**Record set:**

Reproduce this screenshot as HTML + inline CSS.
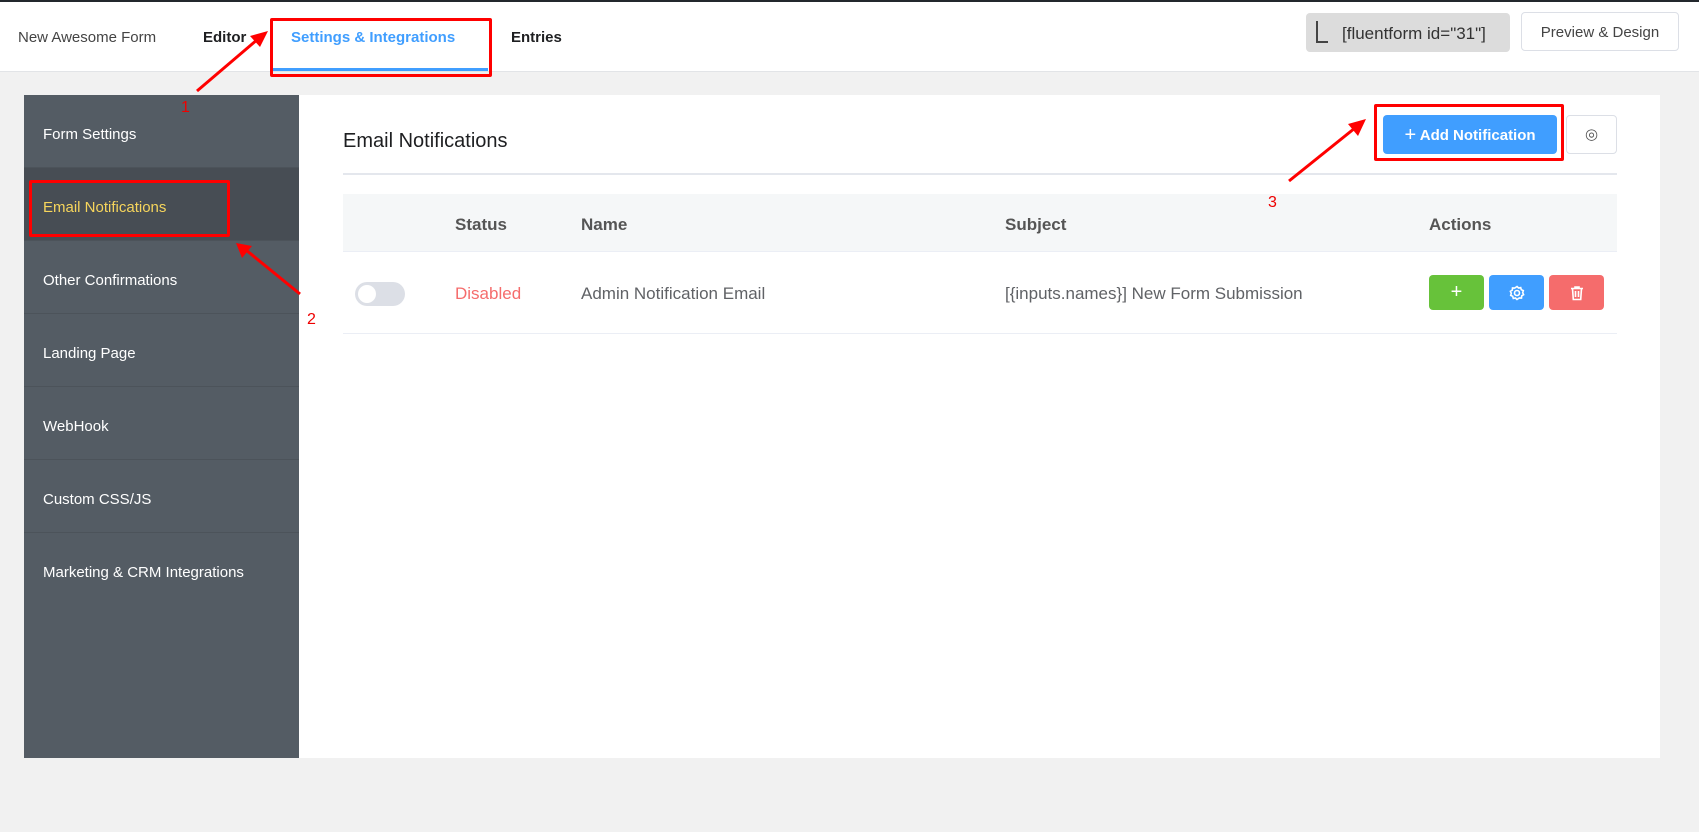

--

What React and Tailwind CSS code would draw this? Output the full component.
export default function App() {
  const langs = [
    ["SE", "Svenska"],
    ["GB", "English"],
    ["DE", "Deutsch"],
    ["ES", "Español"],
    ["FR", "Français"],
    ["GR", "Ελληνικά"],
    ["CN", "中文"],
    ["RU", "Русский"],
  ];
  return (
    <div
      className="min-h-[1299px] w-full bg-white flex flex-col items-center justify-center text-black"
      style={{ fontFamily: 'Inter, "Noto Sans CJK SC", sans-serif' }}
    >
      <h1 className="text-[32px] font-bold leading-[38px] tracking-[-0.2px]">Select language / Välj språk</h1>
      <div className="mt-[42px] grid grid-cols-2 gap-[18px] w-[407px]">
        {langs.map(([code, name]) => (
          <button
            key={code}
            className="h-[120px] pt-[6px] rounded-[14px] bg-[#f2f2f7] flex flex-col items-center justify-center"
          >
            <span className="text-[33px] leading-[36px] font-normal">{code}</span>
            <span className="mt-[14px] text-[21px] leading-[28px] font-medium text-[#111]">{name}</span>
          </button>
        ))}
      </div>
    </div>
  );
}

**The problem:** Your answer should be a single number: the count of lines in these records that hold the string "code".

**Answer below:** 4